Première étape : trouver des murs. Des brasseurs détenaient encore une partie de leur usine, soit 1300 m2 sur 4 étages, après en avoir cédé un bâtiment en 2013 pour l’hôtel Meininger. Avec l’engagement d’y favoriser un projet culturel. Quelques rencontres vont alors convaincre les protagonistes que les lieux ont le profil idéal pour faire vivre la ville, les villes à travers les arts. Et que la commune de Molenbeek ainsi que le « Plan canal » de réhabilitation qu’y orchestre la Région de Bruxelles Capitale offrent le cadre idéal.
« Charlots » des temps modernes
Une fois les lieux rénovés, le quatuor qui est à sa tête ne dispose que de moyens modestes pour imaginer une grande exposition de lancement. Qu’à cela ne tienne : ils proposent l’aventure à cinq artistes de Brooklyn qui sont amis, mais n’ont jamais travaillé ensemble. Leur envergure internationale ne freine en rien leur envie de s’approprier les imposants espaces vierges qui leur sont proposés et d’être excités à l’idée de contribuer à un événement aux allures de manifeste. De là à imaginer qu’ils vivront en direct, pendant leur séjour à Bruxelles, les attentats de l’aéroport de Zaventem et de la station de métro du Maelbeek, il y a un pas.

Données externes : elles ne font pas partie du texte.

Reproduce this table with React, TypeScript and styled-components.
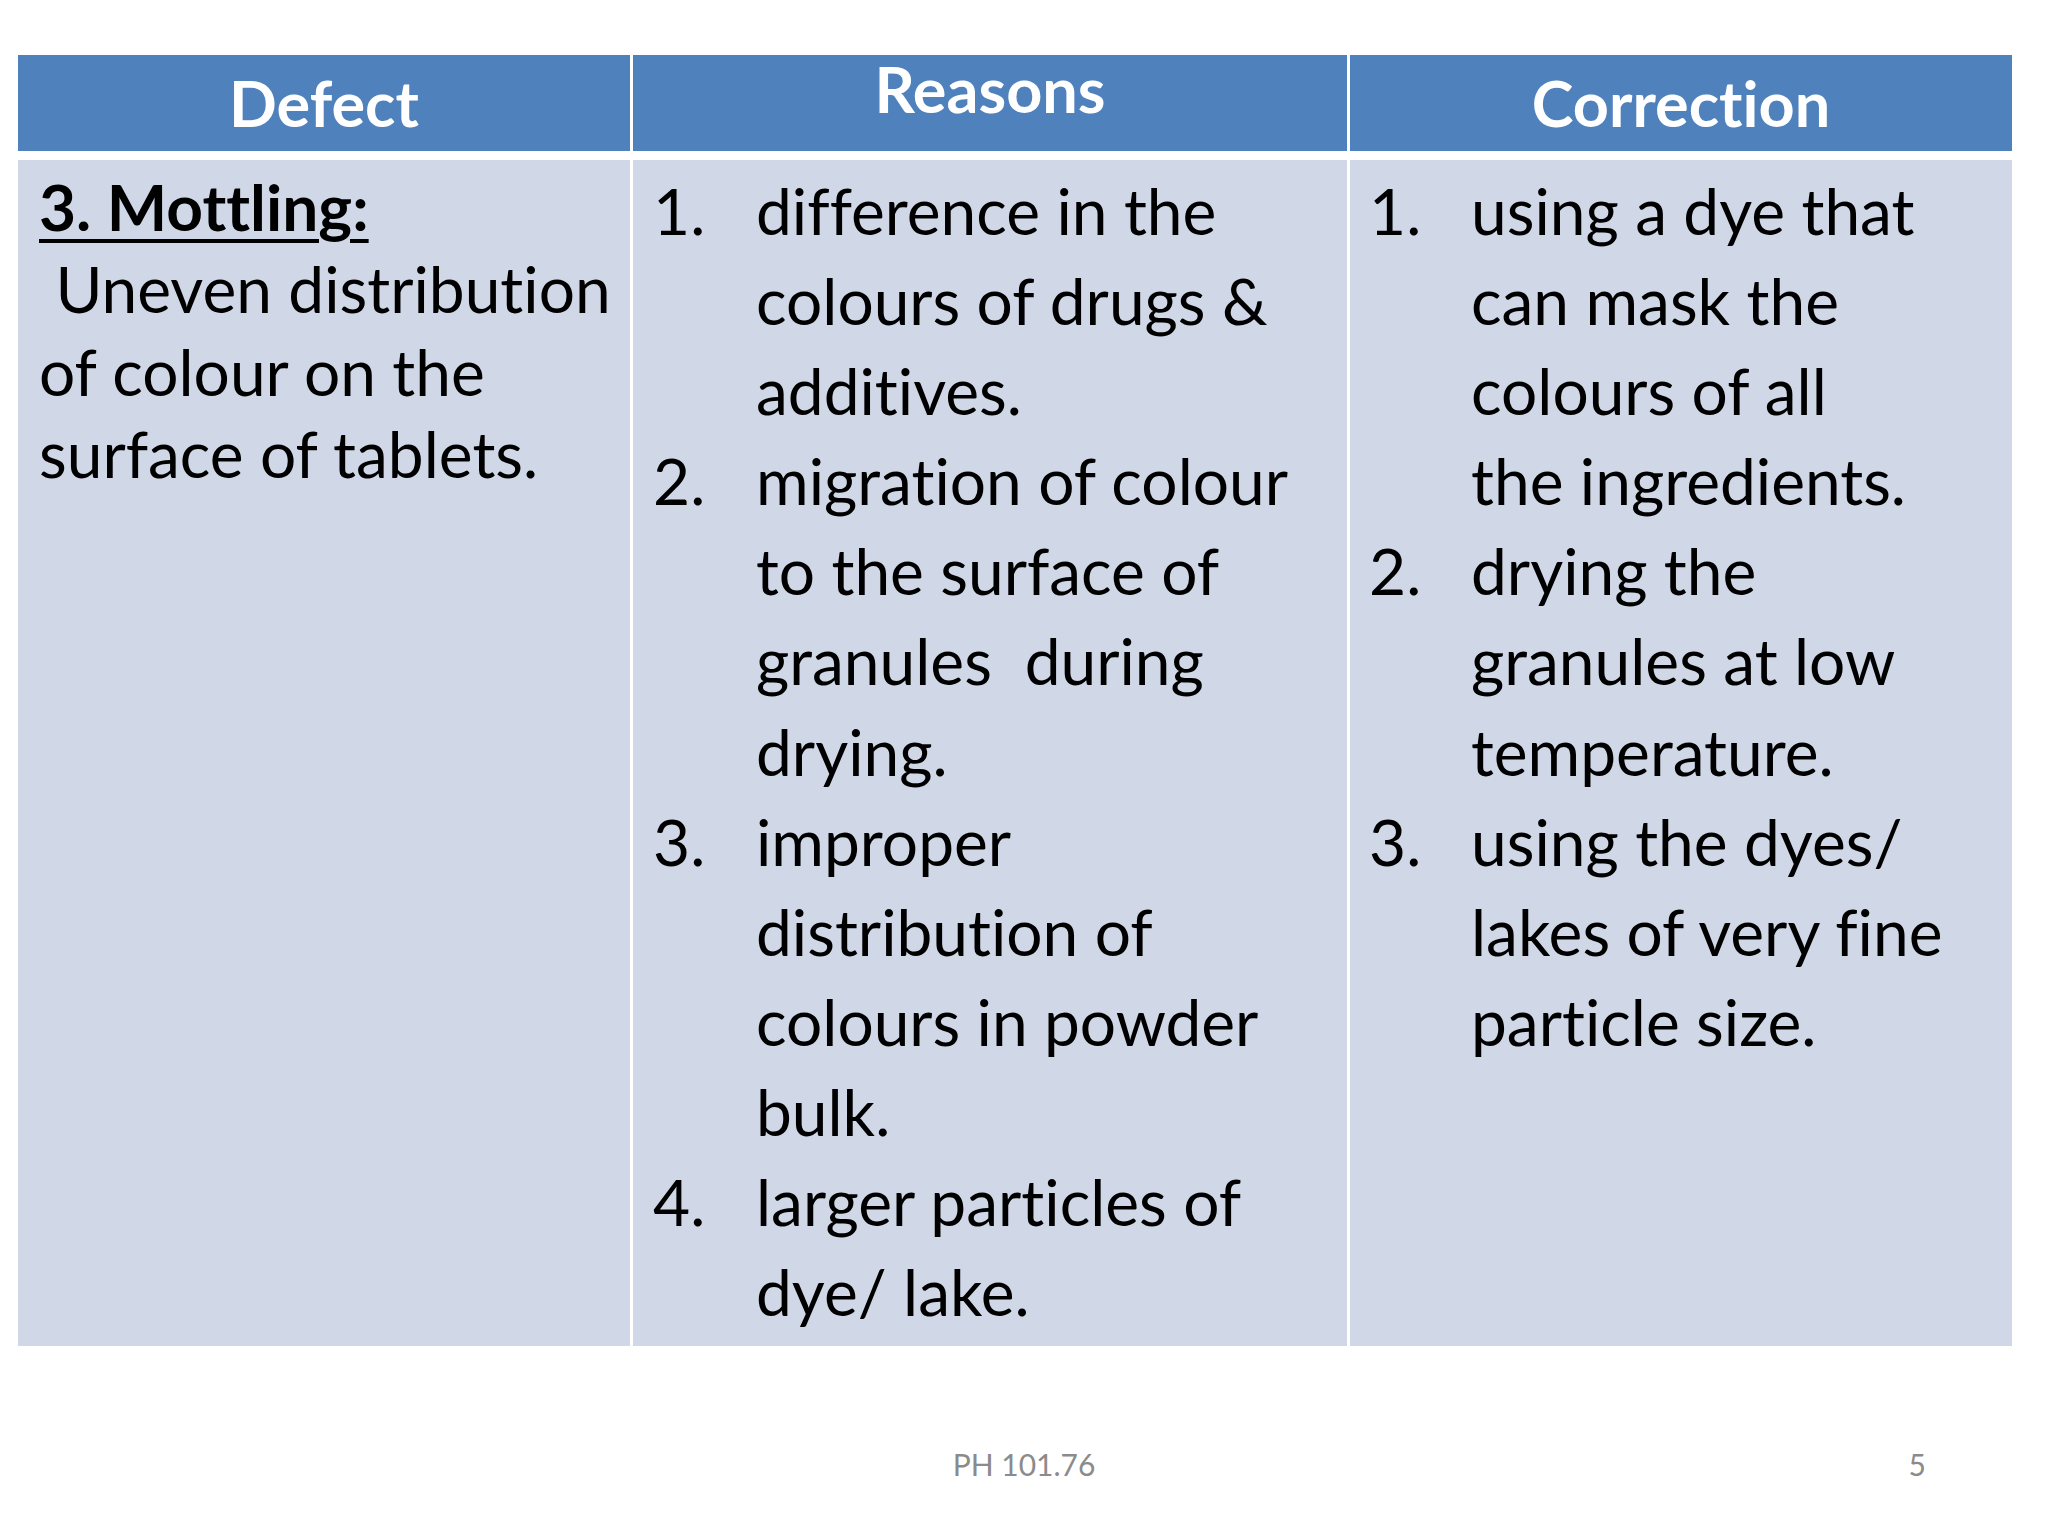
import styled, { createGlobalStyle } from 'styled-components';

const GlobalStyle = createGlobalStyle`
  html, body {
    margin: 0;
    padding: 0;
    background: #fff;
  }
  body {
    font-family: Lato, 'Open Sans', sans-serif;
    font-variant-ligatures: none;
  }
`;

const Slide = styled.div`
  width: 2048px;
  height: 1536px;
  box-sizing: border-box;
  display: flex;
  flex-direction: column;
  background: #fff;
  overflow: hidden;
`;

const Table = styled.div`
  margin: 55px 0 0 18px;
  width: 1994px;
  display: grid;
  grid-template-columns: 612px 714px 662px;
  grid-template-rows: 96px 1186px;
  column-gap: 3px;
  row-gap: 9px;
`;

const HeaderCell = styled.div<{ $top: number }>`
  background: #4f81bd;
  color: #fff;
  font-family: Lato, 'Open Sans', sans-serif;
  font-weight: 700;
  font-size: 63px;
  line-height: 64px;
  text-align: center;
  box-sizing: border-box;
  padding-top: ${(p) => p.$top}px;
`;

const BodyCell = styled.div<{ $pad: number; $left: number }>`
  background: #d0d8e8;
  color: #000;
  box-sizing: border-box;
  padding: ${(p) => p.$pad}px 16px 0 ${(p) => p.$left}px;
  font-family: Lato, 'Open Sans', sans-serif;
  font-size: 64px;
`;

const DefectCell = styled(BodyCell)`
  line-height: 82.3px;
`;

const DefectTitle = styled.div`
  font-weight: 700;
  text-decoration: underline;
  text-decoration-thickness: 4px;
  text-underline-offset: 8px;
`;

const DefectText = styled.div`
  white-space: pre;
`;

const List = styled.ol`
  margin: 0;
  padding: 0;
  list-style: none;
  line-height: 90.1px;
`;

const Item = styled.li<{ $numWidth: number }>`
  display: grid;
  grid-template-columns: ${(p) => p.$numWidth}px 1fr;
`;

const Num = styled.span``;

const Lines = styled.span`
  white-space: pre;
`;

const Footer = styled.div`
  margin-top: 103px;
  display: grid;
  grid-template-columns: 1fr auto 1fr;
  font-family: Lato, 'Open Sans', sans-serif;
  font-size: 30px;
  line-height: 30px;
  color: #8b8b8b;
`;

const FooterCenter = styled.div`
  grid-column: 2;
`;

const FooterPage = styled.div`
  grid-column: 3;
  justify-self: end;
  padding-right: 122px;
`;

const reasons = [
  ['difference in the', 'colours of drugs &', 'additives.'],
  ['migration of colour', 'to the surface of', 'granules\u00a0 during', 'drying.'],
  ['improper', 'distribution of', 'colours in powder', 'bulk.'],
  ['larger particles of', 'dye/ lake.'],
];

const corrections = [
  ['using a dye that', 'can mask the', 'colours of all', 'the ingredients.'],
  ['drying the', 'granules at low', 'temperature.'],
  ['using the dyes/', 'lakes of very fine', 'particle size.'],
];

function NumberedList({ items, numWidth }: { items: string[][]; numWidth: number }) {
  return (
    <List>
      {items.map((lines, i) => (
        <Item key={i} $numWidth={numWidth}>
          <Num>{i + 1}.</Num>
          <Lines>{lines.join('\n')}</Lines>
        </Item>
      ))}
    </List>
  );
}

export default function App() {
  return (
    <>
      <GlobalStyle />
      <Slide>
        <Table>
          <HeaderCell $top={16}>Defect</HeaderCell>
          <HeaderCell $top={2}>Reasons</HeaderCell>
          <HeaderCell $top={16}>Correction</HeaderCell>
          <DefectCell $pad={6} $left={21}>
            <DefectTitle>3. Mottling:</DefectTitle>
            <DefectText>{' Uneven distribution\nof colour on the\nsurface of tablets.'}</DefectText>
          </DefectCell>
          <BodyCell $pad={6} $left={20}>
            <NumberedList items={reasons} numWidth={103} />
          </BodyCell>
          <BodyCell $pad={6} $left={19}>
            <NumberedList items={corrections} numWidth={102} />
          </BodyCell>
        </Table>
        <Footer>
          <FooterCenter>PH 101.76</FooterCenter>
          <FooterPage>5</FooterPage>
        </Footer>
      </Slide>
    </>
  );
}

Le MIMA s’est ouvert avec « City Lights », référence à Charlie Chaplin, en bute à la solitude et au consumérisme d’une grande cité. Ici les cinq Charlots qui illuminent la ville s’appellent Momo, Swoon, Maya Hayuk et le duo Faile.
Mon premier est l’auteur du plus long tag du monde, à Manhattan. Il a réalisé une fresque monumentale pour Mons 2015. Ici il concilie une performance d’arabesques entrecroisées miraculeusement issue du décollage de bandelettes colorées sur un mur blanc (une vidéo permet de voir le processus de création/happening), une sculpture monumentale d’ellipses de bois et une création murale qui tient de la cinétique.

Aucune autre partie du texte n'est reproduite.